§ **AIM**
Among these lines, how many include "this"? Answer only with the number.

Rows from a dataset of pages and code
"""

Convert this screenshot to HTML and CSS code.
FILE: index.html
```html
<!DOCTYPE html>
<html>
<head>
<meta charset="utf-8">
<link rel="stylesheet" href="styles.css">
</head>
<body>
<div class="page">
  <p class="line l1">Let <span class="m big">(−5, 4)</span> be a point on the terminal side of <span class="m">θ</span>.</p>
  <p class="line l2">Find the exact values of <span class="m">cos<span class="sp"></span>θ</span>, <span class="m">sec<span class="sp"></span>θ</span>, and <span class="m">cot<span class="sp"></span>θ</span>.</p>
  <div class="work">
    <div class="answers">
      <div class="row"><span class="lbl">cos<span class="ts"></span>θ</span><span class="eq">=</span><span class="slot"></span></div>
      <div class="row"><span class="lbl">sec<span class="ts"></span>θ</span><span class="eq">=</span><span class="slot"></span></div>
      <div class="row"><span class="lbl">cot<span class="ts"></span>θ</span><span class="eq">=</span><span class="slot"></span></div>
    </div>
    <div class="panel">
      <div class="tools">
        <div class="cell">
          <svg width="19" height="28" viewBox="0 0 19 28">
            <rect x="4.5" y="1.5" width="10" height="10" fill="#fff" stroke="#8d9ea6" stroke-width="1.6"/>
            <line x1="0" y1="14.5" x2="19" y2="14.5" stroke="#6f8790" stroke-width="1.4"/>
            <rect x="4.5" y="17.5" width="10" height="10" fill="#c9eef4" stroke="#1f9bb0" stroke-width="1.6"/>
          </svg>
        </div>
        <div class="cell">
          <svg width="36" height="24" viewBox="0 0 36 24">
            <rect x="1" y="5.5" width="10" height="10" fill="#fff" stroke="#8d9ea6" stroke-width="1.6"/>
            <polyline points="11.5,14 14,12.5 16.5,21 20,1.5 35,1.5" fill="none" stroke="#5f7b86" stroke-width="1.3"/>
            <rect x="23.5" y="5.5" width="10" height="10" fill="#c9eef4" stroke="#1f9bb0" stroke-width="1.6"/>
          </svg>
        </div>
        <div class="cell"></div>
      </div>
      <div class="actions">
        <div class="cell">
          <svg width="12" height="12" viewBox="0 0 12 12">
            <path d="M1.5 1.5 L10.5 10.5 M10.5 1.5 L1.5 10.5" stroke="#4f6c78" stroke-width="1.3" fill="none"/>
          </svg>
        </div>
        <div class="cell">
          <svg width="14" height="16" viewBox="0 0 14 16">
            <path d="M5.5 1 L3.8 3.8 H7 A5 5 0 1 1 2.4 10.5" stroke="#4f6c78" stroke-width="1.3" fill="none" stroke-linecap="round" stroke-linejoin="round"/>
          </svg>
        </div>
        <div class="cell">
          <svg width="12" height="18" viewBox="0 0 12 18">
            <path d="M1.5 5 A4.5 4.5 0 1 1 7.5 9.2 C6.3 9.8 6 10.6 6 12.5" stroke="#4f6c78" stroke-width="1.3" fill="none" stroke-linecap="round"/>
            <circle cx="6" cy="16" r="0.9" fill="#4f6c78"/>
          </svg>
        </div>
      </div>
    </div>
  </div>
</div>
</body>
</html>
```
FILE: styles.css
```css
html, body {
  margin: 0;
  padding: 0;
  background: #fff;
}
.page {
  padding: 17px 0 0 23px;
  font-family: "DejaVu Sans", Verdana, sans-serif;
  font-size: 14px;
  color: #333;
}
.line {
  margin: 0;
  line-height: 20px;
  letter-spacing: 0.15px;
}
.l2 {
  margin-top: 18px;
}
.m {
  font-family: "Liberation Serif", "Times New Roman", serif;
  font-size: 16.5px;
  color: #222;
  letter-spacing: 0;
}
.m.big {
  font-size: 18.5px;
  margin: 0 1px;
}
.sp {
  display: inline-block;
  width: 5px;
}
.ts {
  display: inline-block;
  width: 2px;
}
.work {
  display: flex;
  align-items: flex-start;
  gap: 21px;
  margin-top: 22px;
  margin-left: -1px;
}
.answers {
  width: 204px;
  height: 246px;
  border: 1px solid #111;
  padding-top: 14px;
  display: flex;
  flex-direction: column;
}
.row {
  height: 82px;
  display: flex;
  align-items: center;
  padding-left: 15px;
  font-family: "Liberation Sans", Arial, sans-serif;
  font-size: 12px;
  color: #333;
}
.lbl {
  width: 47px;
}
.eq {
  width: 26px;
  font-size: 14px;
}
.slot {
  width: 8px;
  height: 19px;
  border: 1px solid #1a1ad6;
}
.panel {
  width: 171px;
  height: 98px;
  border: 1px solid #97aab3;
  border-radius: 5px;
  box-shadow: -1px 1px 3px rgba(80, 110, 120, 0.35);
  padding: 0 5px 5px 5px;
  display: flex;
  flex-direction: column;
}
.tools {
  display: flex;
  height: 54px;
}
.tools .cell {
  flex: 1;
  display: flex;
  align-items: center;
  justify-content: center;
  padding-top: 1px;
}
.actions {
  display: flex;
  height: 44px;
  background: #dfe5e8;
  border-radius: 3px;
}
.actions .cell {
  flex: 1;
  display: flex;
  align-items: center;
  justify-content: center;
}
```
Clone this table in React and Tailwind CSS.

"""

§ **SOLVED PROBLEM**
2